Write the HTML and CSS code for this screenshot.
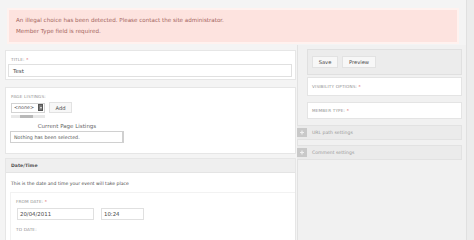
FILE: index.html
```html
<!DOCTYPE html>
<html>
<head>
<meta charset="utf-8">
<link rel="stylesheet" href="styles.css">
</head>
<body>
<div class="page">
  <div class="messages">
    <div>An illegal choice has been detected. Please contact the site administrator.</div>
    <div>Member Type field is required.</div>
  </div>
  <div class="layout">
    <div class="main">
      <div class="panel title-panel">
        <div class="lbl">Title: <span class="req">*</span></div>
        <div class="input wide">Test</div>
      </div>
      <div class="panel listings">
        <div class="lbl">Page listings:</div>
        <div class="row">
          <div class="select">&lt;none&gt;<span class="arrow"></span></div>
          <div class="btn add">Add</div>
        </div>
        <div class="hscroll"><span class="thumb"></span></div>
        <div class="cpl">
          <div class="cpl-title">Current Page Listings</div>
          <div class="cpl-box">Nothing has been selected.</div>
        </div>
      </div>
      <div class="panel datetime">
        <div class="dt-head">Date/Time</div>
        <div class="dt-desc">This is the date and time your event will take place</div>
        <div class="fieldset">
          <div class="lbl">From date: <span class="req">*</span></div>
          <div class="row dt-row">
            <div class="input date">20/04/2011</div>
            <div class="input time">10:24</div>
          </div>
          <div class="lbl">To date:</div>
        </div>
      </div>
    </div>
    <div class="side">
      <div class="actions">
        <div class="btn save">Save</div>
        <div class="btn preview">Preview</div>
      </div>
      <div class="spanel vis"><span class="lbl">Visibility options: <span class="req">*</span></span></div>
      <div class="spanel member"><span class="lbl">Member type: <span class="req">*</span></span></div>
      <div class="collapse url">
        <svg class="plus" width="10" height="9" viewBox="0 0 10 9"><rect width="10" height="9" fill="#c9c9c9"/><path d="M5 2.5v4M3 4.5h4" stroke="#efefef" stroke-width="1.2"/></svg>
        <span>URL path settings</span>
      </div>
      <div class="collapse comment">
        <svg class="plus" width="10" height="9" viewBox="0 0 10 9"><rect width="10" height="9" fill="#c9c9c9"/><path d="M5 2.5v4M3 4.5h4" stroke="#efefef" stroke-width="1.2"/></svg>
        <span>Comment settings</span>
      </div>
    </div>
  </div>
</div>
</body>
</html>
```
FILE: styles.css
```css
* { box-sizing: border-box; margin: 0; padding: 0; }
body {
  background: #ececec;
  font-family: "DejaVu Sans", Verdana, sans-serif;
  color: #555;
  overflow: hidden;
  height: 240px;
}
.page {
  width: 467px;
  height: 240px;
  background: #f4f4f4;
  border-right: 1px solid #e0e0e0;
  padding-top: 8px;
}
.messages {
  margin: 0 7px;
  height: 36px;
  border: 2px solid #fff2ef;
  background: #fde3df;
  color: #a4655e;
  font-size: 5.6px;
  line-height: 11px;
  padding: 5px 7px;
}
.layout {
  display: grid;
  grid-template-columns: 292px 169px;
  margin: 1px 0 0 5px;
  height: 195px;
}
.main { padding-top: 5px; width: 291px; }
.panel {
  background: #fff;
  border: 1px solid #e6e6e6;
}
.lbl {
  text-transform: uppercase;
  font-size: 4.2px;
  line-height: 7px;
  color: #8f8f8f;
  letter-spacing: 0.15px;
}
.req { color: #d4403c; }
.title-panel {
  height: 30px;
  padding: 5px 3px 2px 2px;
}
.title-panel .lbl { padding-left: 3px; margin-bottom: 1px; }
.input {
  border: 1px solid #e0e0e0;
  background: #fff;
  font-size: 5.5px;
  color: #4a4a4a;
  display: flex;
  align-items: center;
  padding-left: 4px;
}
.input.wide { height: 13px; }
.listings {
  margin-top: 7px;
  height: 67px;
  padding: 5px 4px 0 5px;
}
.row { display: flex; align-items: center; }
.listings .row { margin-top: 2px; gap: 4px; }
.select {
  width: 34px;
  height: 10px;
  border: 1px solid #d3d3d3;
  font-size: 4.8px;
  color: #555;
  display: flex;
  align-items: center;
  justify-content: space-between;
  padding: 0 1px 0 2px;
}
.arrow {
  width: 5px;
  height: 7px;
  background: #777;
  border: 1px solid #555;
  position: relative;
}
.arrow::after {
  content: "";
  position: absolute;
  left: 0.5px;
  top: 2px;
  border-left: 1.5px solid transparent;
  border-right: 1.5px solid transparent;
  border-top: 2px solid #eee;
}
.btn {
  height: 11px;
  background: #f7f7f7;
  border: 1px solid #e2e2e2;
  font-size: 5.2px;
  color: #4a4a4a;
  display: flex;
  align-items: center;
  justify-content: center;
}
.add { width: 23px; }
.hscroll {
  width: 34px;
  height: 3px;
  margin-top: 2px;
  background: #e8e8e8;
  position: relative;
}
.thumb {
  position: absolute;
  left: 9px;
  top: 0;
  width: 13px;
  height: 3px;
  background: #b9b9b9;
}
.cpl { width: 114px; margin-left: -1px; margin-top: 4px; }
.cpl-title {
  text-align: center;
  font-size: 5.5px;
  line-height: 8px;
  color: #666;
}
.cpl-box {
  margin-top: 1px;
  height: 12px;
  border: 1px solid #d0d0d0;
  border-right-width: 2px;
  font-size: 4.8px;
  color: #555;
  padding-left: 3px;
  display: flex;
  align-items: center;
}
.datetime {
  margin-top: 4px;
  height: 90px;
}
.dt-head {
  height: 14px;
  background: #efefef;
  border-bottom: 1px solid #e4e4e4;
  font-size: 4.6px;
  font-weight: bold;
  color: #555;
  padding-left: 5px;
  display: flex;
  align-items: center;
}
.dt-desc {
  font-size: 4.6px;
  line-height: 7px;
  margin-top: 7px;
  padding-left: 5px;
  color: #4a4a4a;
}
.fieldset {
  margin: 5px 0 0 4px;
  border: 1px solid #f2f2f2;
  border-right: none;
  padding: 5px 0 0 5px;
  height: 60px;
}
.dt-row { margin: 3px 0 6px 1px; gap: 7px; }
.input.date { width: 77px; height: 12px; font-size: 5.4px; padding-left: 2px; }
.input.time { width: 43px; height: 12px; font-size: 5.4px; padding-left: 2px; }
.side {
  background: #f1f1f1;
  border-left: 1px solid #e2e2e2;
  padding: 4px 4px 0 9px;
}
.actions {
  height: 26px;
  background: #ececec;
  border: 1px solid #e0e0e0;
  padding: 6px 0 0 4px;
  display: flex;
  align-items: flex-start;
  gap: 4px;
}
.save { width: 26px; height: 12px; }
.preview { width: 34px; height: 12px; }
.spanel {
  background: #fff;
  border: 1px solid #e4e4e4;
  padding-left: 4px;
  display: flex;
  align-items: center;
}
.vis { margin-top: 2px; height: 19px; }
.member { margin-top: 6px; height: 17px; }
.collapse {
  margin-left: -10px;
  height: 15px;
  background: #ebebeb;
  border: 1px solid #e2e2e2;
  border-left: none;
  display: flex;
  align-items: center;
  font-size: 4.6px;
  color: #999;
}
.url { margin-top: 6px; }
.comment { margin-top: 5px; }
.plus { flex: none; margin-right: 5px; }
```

### Task goal
Quote the material exactly. Pictures stay out.

### Solution for this problem
Write the HTML and CSS code for this screenshot.
FILE: index.html
```html
<!DOCTYPE html>
<html>
<head>
<meta charset="utf-8">
<link rel="stylesheet" href="styles.css">
</head>
<body>
<div class="page">
  <div class="messages">
    <div>An illegal choice has been detected. Please contact the site administrator.</div>
    <div>Member Type field is required.</div>
  </div>
  <div class="layout">
    <div class="main">
      <div class="panel title-panel">
        <div class="lbl">Title: <span class="req">*</span></div>
        <div class="input wide">Test</div>
      </div>
      <div class="panel listings">
        <div class="lbl">Page listings:</div>
        <div class="row">
          <div class="select">&lt;none&gt;<span class="arrow"></span></div>
          <div class="btn add">Add</div>
        </div>
        <div class="hscroll"><span class="thumb"></span></div>
        <div class="cpl">
          <div class="cpl-title">Current Page Listings</div>
          <div class="cpl-box">Nothing has been selected.</div>
        </div>
      </div>
      <div class="panel datetime">
        <div class="dt-head">Date/Time</div>
        <div class="dt-desc">This is the date and time your event will take place</div>
        <div class="fieldset">
          <div class="lbl">From date: <span class="req">*</span></div>
          <div class="row dt-row">
            <div class="input date">20/04/2011</div>
            <div class="input time">10:24</div>
          </div>
          <div class="lbl">To date:</div>
        </div>
      </div>
    </div>
    <div class="side">
      <div class="actions">
        <div class="btn save">Save</div>
        <div class="btn preview">Preview</div>
      </div>
      <div class="spanel vis"><span class="lbl">Visibility options: <span class="req">*</span></span></div>
      <div class="spanel member"><span class="lbl">Member type: <span class="req">*</span></span></div>
      <div class="collapse url">
        <svg class="plus" width="10" height="9" viewBox="0 0 10 9"><rect width="10" height="9" fill="#c9c9c9"/><path d="M5 2.5v4M3 4.5h4" stroke="#efefef" stroke-width="1.2"/></svg>
        <span>URL path settings</span>
      </div>
      <div class="collapse comment">
        <svg class="plus" width="10" height="9" viewBox="0 0 10 9"><rect width="10" height="9" fill="#c9c9c9"/><path d="M5 2.5v4M3 4.5h4" stroke="#efefef" stroke-width="1.2"/></svg>
        <span>Comment settings</span>
      </div>
    </div>
  </div>
</div>
</body>
</html>
```
FILE: styles.css
```css
* { box-sizing: border-box; margin: 0; padding: 0; }
body {
  background: #ececec;
  font-family: "DejaVu Sans", Verdana, sans-serif;
  color: #555;
  overflow: hidden;
  height: 240px;
}
.page {
  width: 467px;
  height: 240px;
  background: #f4f4f4;
  border-right: 1px solid #e0e0e0;
  padding-top: 8px;
}
.messages {
  margin: 0 7px;
  height: 36px;
  border: 2px solid #fff2ef;
  background: #fde3df;
  color: #a4655e;
  font-size: 5.6px;
  line-height: 11px;
  padding: 5px 7px;
}
.layout {
  display: grid;
  grid-template-columns: 292px 169px;
  margin: 1px 0 0 5px;
  height: 195px;
}
.main { padding-top: 5px; width: 291px; }
.panel {
  background: #fff;
  border: 1px solid #e6e6e6;
}
.lbl {
  text-transform: uppercase;
  font-size: 4.2px;
  line-height: 7px;
  color: #8f8f8f;
  letter-spacing: 0.15px;
}
.req { color: #d4403c; }
.title-panel {
  height: 30px;
  padding: 5px 3px 2px 2px;
}
.title-panel .lbl { padding-left: 3px; margin-bottom: 1px; }
.input {
  border: 1px solid #e0e0e0;
  background: #fff;
  font-size: 5.5px;
  color: #4a4a4a;
  display: flex;
  align-items: center;
  padding-left: 4px;
}
.input.wide { height: 13px; }
.listings {
  margin-top: 7px;
  height: 67px;
  padding: 5px 4px 0 5px;
}
.row { display: flex; align-items: center; }
.listings .row { margin-top: 2px; gap: 4px; }
.select {
  width: 34px;
  height: 10px;
  border: 1px solid #d3d3d3;
  font-size: 4.8px;
  color: #555;
  display: flex;
  align-items: center;
  justify-content: space-between;
  padding: 0 1px 0 2px;
}
.arrow {
  width: 5px;
  height: 7px;
  background: #777;
  border: 1px solid #555;
  position: relative;
}
.arrow::after {
  content: "";
  position: absolute;
  left: 0.5px;
  top: 2px;
  border-left: 1.5px solid transparent;
  border-right: 1.5px solid transparent;
  border-top: 2px solid #eee;
}
.btn {
  height: 11px;
  background: #f7f7f7;
  border: 1px solid #e2e2e2;
  font-size: 5.2px;
  color: #4a4a4a;
  display: flex;
  align-items: center;
  justify-content: center;
}
.add { width: 23px; }
.hscroll {
  width: 34px;
  height: 3px;
  margin-top: 2px;
  background: #e8e8e8;
  position: relative;
}
.thumb {
  position: absolute;
  left: 9px;
  top: 0;
  width: 13px;
  height: 3px;
  background: #b9b9b9;
}
.cpl { width: 114px; margin-left: -1px; margin-top: 4px; }
.cpl-title {
  text-align: center;
  font-size: 5.5px;
  line-height: 8px;
  color: #666;
}
.cpl-box {
  margin-top: 1px;
  height: 12px;
  border: 1px solid #d0d0d0;
  border-right-width: 2px;
  font-size: 4.8px;
  color: #555;
  padding-left: 3px;
  display: flex;
  align-items: center;
}
.datetime {
  margin-top: 4px;
  height: 90px;
}
.dt-head {
  height: 14px;
  background: #efefef;
  border-bottom: 1px solid #e4e4e4;
  font-size: 4.6px;
  font-weight: bold;
  color: #555;
  padding-left: 5px;
  display: flex;
  align-items: center;
}
.dt-desc {
  font-size: 4.6px;
  line-height: 7px;
  margin-top: 7px;
  padding-left: 5px;
  color: #4a4a4a;
}
.fieldset {
  margin: 5px 0 0 4px;
  border: 1px solid #f2f2f2;
  border-right: none;
  padding: 5px 0 0 5px;
  height: 60px;
}
.dt-row { margin: 3px 0 6px 1px; gap: 7px; }
.input.date { width: 77px; height: 12px; font-size: 5.4px; padding-left: 2px; }
.input.time { width: 43px; height: 12px; font-size: 5.4px; padding-left: 2px; }
.side {
  background: #f1f1f1;
  border-left: 1px solid #e2e2e2;
  padding: 4px 4px 0 9px;
}
.actions {
  height: 26px;
  background: #ececec;
  border: 1px solid #e0e0e0;
  padding: 6px 0 0 4px;
  display: flex;
  align-items: flex-start;
  gap: 4px;
}
.save { width: 26px; height: 12px; }
.preview { width: 34px; height: 12px; }
.spanel {
  background: #fff;
  border: 1px solid #e4e4e4;
  padding-left: 4px;
  display: flex;
  align-items: center;
}
.vis { margin-top: 2px; height: 19px; }
.member { margin-top: 6px; height: 17px; }
.collapse {
  margin-left: -10px;
  height: 15px;
  background: #ebebeb;
  border: 1px solid #e2e2e2;
  border-left: none;
  display: flex;
  align-items: center;
  font-size: 4.6px;
  color: #999;
}
.url { margin-top: 6px; }
.comment { margin-top: 5px; }
.plus { flex: none; margin-right: 5px; }
```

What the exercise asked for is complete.